THE EXERCISE
Would you repeat the listing exactly but omit every picture?

DATASET CONTENT
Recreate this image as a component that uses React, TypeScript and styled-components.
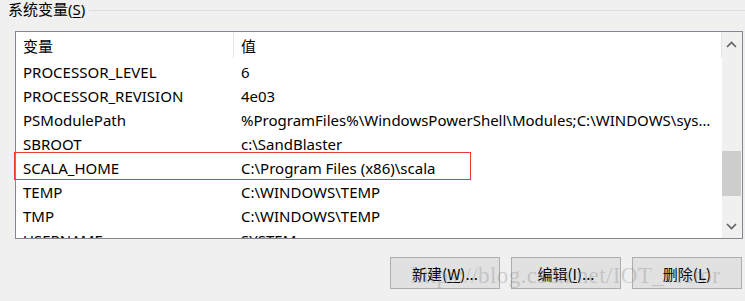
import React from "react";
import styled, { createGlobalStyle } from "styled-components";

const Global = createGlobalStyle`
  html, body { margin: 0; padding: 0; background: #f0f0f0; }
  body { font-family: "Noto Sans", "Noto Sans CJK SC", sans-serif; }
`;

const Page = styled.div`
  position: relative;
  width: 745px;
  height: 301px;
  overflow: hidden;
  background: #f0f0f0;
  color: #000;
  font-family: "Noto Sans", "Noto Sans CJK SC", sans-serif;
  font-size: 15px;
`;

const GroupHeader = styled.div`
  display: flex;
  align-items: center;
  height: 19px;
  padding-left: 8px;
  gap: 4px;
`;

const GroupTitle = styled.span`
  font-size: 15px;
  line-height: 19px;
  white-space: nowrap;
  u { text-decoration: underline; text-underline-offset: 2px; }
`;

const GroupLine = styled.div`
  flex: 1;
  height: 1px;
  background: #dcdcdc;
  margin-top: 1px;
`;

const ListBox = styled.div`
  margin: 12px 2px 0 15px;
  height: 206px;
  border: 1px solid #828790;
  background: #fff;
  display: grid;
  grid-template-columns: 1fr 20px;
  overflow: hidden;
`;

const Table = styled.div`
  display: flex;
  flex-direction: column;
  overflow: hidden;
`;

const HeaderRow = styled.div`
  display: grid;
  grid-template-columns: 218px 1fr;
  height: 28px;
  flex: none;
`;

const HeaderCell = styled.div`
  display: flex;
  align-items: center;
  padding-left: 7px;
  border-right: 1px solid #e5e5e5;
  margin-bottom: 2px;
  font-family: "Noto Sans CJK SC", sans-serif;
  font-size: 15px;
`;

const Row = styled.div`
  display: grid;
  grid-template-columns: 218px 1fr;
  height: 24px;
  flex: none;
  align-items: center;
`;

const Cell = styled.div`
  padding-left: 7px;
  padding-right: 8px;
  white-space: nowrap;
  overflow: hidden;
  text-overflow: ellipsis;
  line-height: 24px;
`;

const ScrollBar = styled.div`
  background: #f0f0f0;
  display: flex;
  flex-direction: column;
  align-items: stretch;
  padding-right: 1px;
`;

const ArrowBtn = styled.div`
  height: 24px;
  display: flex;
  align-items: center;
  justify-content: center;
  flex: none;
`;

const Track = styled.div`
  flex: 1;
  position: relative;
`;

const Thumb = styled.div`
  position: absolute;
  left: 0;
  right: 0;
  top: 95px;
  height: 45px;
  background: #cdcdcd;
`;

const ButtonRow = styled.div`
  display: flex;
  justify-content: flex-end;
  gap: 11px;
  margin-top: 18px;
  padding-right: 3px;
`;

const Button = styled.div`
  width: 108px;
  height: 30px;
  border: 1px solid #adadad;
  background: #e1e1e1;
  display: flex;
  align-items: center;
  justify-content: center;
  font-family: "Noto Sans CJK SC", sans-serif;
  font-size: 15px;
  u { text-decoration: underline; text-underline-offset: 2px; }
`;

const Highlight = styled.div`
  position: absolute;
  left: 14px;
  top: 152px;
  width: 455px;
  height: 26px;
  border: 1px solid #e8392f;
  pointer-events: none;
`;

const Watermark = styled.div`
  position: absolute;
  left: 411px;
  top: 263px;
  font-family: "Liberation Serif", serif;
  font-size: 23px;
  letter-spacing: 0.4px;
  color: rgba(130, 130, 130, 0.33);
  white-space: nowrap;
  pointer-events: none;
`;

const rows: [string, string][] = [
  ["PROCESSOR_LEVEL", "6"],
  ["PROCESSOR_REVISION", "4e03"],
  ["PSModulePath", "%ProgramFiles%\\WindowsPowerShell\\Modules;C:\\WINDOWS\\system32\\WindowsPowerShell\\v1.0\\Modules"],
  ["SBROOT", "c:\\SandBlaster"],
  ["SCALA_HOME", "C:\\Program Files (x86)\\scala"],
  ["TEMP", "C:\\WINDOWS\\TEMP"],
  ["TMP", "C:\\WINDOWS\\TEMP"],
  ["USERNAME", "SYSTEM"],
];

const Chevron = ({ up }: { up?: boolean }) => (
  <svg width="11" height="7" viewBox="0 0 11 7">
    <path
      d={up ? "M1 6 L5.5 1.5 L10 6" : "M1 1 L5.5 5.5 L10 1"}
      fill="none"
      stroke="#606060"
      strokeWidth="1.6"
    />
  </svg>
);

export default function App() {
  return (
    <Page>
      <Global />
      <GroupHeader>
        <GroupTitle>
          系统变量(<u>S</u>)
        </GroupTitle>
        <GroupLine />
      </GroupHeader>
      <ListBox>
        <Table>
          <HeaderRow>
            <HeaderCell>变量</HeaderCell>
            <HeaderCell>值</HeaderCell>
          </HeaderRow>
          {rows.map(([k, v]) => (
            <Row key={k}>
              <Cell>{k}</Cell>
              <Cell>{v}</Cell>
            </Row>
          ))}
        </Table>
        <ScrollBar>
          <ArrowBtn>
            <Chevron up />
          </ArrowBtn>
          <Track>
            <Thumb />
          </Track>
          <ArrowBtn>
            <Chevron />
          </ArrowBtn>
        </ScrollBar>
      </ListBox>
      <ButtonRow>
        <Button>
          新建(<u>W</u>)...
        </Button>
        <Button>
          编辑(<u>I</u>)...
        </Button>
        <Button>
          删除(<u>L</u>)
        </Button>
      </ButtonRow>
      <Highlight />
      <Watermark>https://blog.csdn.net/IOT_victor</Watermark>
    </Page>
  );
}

SOLUTION
Recreate this image as a component that uses React, TypeScript and styled-components.
import React from "react";
import styled, { createGlobalStyle } from "styled-components";

const Global = createGlobalStyle`
  html, body { margin: 0; padding: 0; background: #f0f0f0; }
  body { font-family: "Noto Sans", "Noto Sans CJK SC", sans-serif; }
`;

const Page = styled.div`
  position: relative;
  width: 745px;
  height: 301px;
  overflow: hidden;
  background: #f0f0f0;
  color: #000;
  font-family: "Noto Sans", "Noto Sans CJK SC", sans-serif;
  font-size: 15px;
`;

const GroupHeader = styled.div`
  display: flex;
  align-items: center;
  height: 19px;
  padding-left: 8px;
  gap: 4px;
`;

const GroupTitle = styled.span`
  font-size: 15px;
  line-height: 19px;
  white-space: nowrap;
  u { text-decoration: underline; text-underline-offset: 2px; }
`;

const GroupLine = styled.div`
  flex: 1;
  height: 1px;
  background: #dcdcdc;
  margin-top: 1px;
`;

const ListBox = styled.div`
  margin: 12px 2px 0 15px;
  height: 206px;
  border: 1px solid #828790;
  background: #fff;
  display: grid;
  grid-template-columns: 1fr 20px;
  overflow: hidden;
`;

const Table = styled.div`
  display: flex;
  flex-direction: column;
  overflow: hidden;
`;

const HeaderRow = styled.div`
  display: grid;
  grid-template-columns: 218px 1fr;
  height: 28px;
  flex: none;
`;

const HeaderCell = styled.div`
  display: flex;
  align-items: center;
  padding-left: 7px;
  border-right: 1px solid #e5e5e5;
  margin-bottom: 2px;
  font-family: "Noto Sans CJK SC", sans-serif;
  font-size: 15px;
`;

const Row = styled.div`
  display: grid;
  grid-template-columns: 218px 1fr;
  height: 24px;
  flex: none;
  align-items: center;
`;

const Cell = styled.div`
  padding-left: 7px;
  padding-right: 8px;
  white-space: nowrap;
  overflow: hidden;
  text-overflow: ellipsis;
  line-height: 24px;
`;

const ScrollBar = styled.div`
  background: #f0f0f0;
  display: flex;
  flex-direction: column;
  align-items: stretch;
  padding-right: 1px;
`;

const ArrowBtn = styled.div`
  height: 24px;
  display: flex;
  align-items: center;
  justify-content: center;
  flex: none;
`;

const Track = styled.div`
  flex: 1;
  position: relative;
`;

const Thumb = styled.div`
  position: absolute;
  left: 0;
  right: 0;
  top: 95px;
  height: 45px;
  background: #cdcdcd;
`;

const ButtonRow = styled.div`
  display: flex;
  justify-content: flex-end;
  gap: 11px;
  margin-top: 18px;
  padding-right: 3px;
`;

const Button = styled.div`
  width: 108px;
  height: 30px;
  border: 1px solid #adadad;
  background: #e1e1e1;
  display: flex;
  align-items: center;
  justify-content: center;
  font-family: "Noto Sans CJK SC", sans-serif;
  font-size: 15px;
  u { text-decoration: underline; text-underline-offset: 2px; }
`;

const Highlight = styled.div`
  position: absolute;
  left: 14px;
  top: 152px;
  width: 455px;
  height: 26px;
  border: 1px solid #e8392f;
  pointer-events: none;
`;

const Watermark = styled.div`
  position: absolute;
  left: 411px;
  top: 263px;
  font-family: "Liberation Serif", serif;
  font-size: 23px;
  letter-spacing: 0.4px;
  color: rgba(130, 130, 130, 0.33);
  white-space: nowrap;
  pointer-events: none;
`;

const rows: [string, string][] = [
  ["PROCESSOR_LEVEL", "6"],
  ["PROCESSOR_REVISION", "4e03"],
  ["PSModulePath", "%ProgramFiles%\\WindowsPowerShell\\Modules;C:\\WINDOWS\\system32\\WindowsPowerShell\\v1.0\\Modules"],
  ["SBROOT", "c:\\SandBlaster"],
  ["SCALA_HOME", "C:\\Program Files (x86)\\scala"],
  ["TEMP", "C:\\WINDOWS\\TEMP"],
  ["TMP", "C:\\WINDOWS\\TEMP"],
  ["USERNAME", "SYSTEM"],
];

const Chevron = ({ up }: { up?: boolean }) => (
  <svg width="11" height="7" viewBox="0 0 11 7">
    <path
      d={up ? "M1 6 L5.5 1.5 L10 6" : "M1 1 L5.5 5.5 L10 1"}
      fill="none"
      stroke="#606060"
      strokeWidth="1.6"
    />
  </svg>
);

export default function App() {
  return (
    <Page>
      <Global />
      <GroupHeader>
        <GroupTitle>
          系统变量(<u>S</u>)
        </GroupTitle>
        <GroupLine />
      </GroupHeader>
      <ListBox>
        <Table>
          <HeaderRow>
            <HeaderCell>变量</HeaderCell>
            <HeaderCell>值</HeaderCell>
          </HeaderRow>
          {rows.map(([k, v]) => (
            <Row key={k}>
              <Cell>{k}</Cell>
              <Cell>{v}</Cell>
            </Row>
          ))}
        </Table>
        <ScrollBar>
          <ArrowBtn>
            <Chevron up />
          </ArrowBtn>
          <Track>
            <Thumb />
          </Track>
          <ArrowBtn>
            <Chevron />
          </ArrowBtn>
        </ScrollBar>
      </ListBox>
      <ButtonRow>
        <Button>
          新建(<u>W</u>)...
        </Button>
        <Button>
          编辑(<u>I</u>)...
        </Button>
        <Button>
          删除(<u>L</u>)
        </Button>
      </ButtonRow>
      <Highlight />
      <Watermark>https://blog.csdn.net/IOT_victor</Watermark>
    </Page>
  );
}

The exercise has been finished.